To be done: Find each line with the word "that" and copy it.

Material for this exercise:
* Begin *
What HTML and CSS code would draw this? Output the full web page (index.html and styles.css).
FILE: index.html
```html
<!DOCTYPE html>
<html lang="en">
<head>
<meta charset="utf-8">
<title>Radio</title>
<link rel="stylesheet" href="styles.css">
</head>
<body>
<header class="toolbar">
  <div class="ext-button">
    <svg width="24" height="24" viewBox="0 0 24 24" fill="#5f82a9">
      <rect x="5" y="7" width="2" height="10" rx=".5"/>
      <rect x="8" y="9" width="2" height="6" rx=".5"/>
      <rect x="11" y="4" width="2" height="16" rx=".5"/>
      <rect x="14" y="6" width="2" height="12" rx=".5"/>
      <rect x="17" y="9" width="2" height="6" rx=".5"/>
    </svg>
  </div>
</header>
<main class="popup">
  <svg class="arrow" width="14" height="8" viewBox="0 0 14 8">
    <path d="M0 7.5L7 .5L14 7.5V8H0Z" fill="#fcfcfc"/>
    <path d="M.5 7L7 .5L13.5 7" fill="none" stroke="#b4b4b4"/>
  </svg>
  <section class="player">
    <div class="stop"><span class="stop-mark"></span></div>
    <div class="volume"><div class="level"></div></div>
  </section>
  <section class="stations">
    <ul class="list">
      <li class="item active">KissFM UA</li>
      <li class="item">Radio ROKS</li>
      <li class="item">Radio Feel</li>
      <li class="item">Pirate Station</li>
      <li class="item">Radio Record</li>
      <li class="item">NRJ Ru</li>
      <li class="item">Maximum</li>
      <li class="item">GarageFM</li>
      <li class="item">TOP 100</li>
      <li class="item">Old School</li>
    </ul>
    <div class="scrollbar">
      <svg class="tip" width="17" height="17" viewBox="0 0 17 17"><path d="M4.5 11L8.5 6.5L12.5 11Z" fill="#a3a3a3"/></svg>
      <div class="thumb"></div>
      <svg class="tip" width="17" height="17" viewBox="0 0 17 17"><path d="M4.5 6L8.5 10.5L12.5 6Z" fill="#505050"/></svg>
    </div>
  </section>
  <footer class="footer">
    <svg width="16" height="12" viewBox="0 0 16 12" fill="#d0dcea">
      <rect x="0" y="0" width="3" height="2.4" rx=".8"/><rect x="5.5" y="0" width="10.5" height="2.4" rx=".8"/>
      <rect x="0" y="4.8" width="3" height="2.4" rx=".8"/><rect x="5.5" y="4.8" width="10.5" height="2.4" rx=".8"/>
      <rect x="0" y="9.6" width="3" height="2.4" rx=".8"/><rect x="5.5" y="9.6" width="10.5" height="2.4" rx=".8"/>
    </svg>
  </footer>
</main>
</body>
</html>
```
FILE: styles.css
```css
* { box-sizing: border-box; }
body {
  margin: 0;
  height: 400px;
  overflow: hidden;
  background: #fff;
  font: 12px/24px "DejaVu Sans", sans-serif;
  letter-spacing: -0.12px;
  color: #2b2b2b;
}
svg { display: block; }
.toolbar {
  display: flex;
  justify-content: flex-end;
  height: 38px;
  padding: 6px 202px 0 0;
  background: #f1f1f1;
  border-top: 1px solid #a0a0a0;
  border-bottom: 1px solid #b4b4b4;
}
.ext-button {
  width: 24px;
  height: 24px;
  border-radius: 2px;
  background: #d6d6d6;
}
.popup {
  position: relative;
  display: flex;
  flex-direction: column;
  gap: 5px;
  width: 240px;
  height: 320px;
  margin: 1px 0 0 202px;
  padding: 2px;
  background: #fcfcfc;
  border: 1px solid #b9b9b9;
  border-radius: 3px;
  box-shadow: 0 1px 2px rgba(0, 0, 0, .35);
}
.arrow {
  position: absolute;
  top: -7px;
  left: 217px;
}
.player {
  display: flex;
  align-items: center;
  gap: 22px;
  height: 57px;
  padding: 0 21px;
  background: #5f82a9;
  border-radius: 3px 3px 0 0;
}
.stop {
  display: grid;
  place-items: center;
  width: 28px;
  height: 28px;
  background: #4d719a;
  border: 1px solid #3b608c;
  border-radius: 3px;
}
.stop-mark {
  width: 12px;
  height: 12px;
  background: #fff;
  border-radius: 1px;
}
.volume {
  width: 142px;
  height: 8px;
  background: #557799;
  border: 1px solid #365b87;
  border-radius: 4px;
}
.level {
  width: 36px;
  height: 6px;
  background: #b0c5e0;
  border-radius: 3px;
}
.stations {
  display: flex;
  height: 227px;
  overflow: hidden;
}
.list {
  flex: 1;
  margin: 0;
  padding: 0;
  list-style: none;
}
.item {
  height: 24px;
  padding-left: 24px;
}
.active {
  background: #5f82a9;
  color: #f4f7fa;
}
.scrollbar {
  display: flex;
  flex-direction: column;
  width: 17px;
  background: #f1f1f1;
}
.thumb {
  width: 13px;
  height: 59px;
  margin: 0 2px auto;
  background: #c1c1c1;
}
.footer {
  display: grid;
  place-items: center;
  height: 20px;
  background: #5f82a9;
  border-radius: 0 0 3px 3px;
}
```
* End *
* Begin *
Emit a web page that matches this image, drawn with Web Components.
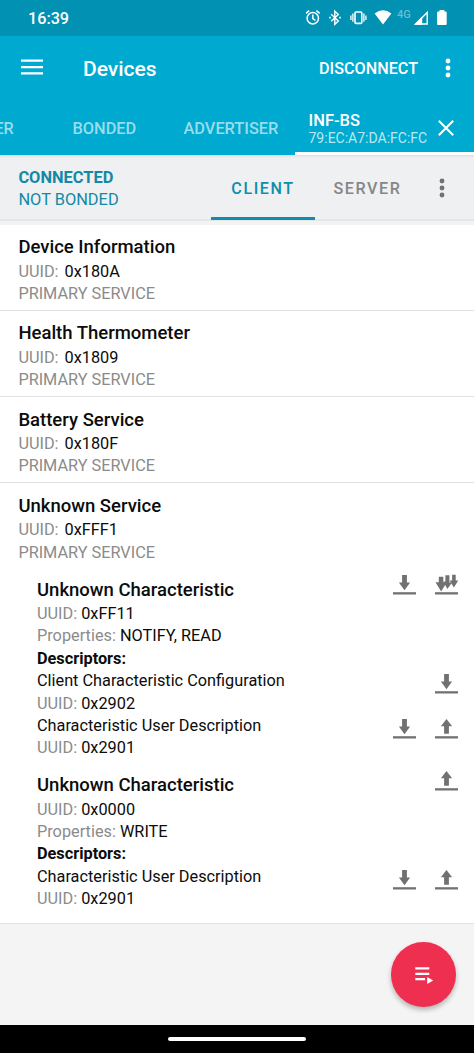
* End *
* Begin *
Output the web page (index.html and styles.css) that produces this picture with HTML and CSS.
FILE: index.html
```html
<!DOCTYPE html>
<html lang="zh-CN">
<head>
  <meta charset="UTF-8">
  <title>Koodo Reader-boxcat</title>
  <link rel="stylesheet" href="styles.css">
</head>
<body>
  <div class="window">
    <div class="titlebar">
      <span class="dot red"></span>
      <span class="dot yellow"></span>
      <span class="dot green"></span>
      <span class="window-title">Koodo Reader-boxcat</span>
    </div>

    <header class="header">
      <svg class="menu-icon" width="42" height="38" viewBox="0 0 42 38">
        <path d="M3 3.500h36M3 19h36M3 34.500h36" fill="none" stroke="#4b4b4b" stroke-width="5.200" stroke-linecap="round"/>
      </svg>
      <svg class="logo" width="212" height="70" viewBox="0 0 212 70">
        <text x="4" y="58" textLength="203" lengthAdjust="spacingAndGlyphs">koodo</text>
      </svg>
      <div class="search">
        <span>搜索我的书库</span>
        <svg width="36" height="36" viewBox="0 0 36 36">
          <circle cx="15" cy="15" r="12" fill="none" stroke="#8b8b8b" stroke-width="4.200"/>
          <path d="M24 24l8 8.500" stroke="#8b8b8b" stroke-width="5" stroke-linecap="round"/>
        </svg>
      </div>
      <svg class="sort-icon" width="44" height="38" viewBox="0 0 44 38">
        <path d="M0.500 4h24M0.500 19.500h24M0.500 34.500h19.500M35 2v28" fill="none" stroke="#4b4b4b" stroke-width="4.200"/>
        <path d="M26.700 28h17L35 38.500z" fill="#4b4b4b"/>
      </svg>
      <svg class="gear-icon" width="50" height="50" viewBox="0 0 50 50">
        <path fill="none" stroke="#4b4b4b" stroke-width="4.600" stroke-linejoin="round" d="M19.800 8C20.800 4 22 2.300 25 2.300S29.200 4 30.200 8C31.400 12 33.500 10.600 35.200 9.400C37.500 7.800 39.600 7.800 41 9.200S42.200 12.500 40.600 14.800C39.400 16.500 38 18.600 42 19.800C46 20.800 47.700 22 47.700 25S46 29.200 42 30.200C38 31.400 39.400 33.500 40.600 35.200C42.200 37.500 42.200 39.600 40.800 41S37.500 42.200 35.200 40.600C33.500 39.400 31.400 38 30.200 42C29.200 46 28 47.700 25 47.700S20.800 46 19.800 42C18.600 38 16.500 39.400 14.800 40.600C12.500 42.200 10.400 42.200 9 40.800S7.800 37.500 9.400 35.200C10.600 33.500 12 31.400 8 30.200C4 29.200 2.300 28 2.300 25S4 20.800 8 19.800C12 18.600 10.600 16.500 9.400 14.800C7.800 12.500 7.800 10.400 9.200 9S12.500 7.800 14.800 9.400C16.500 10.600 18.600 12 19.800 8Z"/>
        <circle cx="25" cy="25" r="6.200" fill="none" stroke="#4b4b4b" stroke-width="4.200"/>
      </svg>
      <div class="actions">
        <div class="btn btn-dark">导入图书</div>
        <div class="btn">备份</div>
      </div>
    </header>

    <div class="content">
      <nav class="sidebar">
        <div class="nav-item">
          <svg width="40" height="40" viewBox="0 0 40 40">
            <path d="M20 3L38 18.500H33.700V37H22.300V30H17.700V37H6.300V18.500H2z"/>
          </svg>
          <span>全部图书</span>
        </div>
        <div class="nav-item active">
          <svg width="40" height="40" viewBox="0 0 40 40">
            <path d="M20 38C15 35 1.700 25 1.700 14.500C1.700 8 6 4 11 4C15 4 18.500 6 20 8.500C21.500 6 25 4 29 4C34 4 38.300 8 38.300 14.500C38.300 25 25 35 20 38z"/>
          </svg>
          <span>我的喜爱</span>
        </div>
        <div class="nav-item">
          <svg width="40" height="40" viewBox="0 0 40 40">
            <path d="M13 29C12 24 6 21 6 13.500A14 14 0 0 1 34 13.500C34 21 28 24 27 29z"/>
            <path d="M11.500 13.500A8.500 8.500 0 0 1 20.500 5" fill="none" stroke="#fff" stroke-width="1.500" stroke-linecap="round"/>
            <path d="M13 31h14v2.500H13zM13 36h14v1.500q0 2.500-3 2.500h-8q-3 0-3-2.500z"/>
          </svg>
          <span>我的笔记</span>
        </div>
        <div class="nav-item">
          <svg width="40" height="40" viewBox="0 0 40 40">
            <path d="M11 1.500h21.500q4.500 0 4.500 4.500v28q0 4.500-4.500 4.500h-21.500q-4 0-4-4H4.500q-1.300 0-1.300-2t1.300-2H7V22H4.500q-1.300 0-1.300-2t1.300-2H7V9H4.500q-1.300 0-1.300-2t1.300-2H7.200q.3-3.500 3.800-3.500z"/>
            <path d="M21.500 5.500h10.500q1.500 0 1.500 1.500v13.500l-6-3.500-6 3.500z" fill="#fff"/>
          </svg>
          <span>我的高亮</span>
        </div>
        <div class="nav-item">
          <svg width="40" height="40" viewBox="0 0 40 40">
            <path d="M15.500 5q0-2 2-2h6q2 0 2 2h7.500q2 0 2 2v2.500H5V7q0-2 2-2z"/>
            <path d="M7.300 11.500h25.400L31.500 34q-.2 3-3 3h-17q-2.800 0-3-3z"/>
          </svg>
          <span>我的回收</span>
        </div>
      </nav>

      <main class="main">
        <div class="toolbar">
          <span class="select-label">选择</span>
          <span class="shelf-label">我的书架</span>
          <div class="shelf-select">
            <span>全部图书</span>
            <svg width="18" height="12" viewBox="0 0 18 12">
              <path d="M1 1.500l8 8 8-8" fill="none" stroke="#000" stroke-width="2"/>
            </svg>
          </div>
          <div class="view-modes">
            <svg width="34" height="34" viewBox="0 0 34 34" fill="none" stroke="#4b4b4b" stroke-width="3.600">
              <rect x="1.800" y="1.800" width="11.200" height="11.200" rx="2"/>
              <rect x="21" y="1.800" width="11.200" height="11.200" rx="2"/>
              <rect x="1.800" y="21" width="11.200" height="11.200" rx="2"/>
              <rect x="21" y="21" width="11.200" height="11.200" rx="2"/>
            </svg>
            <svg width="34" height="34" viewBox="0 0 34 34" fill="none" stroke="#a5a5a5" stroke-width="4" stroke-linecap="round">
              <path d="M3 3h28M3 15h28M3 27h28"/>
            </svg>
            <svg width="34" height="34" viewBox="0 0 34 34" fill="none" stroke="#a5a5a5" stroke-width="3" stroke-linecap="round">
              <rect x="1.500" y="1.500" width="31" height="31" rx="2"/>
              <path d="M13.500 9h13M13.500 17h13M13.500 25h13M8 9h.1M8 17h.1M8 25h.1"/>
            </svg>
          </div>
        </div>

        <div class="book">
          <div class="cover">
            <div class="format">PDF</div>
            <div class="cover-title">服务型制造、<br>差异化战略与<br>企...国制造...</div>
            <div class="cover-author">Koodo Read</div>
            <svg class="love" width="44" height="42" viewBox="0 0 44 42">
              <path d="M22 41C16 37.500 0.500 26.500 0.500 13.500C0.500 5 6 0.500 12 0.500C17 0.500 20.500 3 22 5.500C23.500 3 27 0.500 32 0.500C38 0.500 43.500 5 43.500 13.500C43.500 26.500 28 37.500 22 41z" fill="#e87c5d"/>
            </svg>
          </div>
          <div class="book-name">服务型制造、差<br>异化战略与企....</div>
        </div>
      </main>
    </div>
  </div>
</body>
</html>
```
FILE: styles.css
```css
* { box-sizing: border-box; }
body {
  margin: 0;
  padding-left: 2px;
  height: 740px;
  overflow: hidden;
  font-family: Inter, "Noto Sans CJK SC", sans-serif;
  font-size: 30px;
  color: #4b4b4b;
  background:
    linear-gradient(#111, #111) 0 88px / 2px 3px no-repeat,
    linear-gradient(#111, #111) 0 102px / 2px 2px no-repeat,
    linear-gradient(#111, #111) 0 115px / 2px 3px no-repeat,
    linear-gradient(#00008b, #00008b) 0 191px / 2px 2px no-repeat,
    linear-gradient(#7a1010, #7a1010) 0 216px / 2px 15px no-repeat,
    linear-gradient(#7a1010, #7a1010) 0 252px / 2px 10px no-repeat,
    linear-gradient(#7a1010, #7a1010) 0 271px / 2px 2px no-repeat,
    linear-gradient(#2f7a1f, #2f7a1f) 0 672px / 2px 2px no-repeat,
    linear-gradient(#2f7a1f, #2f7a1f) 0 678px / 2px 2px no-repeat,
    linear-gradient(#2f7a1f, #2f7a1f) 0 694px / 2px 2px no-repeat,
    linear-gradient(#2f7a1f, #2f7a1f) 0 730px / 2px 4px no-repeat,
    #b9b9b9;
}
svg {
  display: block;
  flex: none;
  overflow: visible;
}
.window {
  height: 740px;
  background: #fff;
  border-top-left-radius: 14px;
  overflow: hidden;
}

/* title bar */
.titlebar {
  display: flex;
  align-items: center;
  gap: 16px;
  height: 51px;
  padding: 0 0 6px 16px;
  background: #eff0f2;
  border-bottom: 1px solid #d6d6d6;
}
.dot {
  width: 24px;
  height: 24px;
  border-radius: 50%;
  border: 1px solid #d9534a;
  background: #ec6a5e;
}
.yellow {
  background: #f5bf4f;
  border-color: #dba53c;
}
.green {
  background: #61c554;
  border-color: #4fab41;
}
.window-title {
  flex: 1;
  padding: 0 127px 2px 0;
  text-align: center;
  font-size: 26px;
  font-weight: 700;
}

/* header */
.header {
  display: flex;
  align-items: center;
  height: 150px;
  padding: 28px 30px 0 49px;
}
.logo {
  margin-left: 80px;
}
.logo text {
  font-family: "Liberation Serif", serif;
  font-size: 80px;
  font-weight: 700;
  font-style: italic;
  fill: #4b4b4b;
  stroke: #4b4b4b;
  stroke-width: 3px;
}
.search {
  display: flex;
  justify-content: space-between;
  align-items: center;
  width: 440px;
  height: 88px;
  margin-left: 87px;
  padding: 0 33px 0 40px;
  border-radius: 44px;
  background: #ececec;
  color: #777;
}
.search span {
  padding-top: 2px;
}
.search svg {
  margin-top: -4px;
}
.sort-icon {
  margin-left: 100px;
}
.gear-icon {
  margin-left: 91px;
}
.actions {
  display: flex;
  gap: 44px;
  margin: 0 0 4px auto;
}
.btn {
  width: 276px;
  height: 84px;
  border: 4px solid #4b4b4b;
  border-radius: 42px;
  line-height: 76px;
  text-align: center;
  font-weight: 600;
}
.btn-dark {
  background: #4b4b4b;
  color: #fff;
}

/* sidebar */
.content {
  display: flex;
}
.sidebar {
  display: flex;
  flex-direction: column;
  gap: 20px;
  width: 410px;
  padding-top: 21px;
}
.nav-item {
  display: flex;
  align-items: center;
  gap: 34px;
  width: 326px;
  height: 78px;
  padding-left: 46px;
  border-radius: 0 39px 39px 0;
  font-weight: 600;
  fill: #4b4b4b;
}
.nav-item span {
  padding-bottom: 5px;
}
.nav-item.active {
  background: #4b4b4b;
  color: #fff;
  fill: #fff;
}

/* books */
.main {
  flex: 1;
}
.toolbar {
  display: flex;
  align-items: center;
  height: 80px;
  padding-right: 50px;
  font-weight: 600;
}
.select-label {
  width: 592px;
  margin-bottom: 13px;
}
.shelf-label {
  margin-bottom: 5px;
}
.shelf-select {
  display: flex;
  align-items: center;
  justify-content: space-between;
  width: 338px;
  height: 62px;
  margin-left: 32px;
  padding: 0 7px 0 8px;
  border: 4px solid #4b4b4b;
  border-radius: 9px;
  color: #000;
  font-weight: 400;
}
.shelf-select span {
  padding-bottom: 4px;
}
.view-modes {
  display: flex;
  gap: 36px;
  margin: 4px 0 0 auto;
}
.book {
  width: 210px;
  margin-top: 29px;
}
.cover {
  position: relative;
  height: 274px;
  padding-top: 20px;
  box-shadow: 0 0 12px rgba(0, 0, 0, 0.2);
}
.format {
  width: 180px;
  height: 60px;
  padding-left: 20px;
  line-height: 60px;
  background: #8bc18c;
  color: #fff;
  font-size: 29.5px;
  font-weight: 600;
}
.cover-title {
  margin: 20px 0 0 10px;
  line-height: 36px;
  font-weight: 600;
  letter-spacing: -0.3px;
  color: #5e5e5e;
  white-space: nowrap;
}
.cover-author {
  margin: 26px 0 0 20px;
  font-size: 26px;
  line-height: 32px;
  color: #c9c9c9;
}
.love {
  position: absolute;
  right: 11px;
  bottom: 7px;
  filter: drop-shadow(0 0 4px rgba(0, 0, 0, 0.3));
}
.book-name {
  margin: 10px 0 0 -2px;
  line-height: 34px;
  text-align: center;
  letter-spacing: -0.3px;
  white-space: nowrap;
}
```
* End *
Answer to this exercise:
Emit a web page that matches this image, drawn with Web Components.
Output the web page (index.html and styles.css) that produces this picture with HTML and CSS.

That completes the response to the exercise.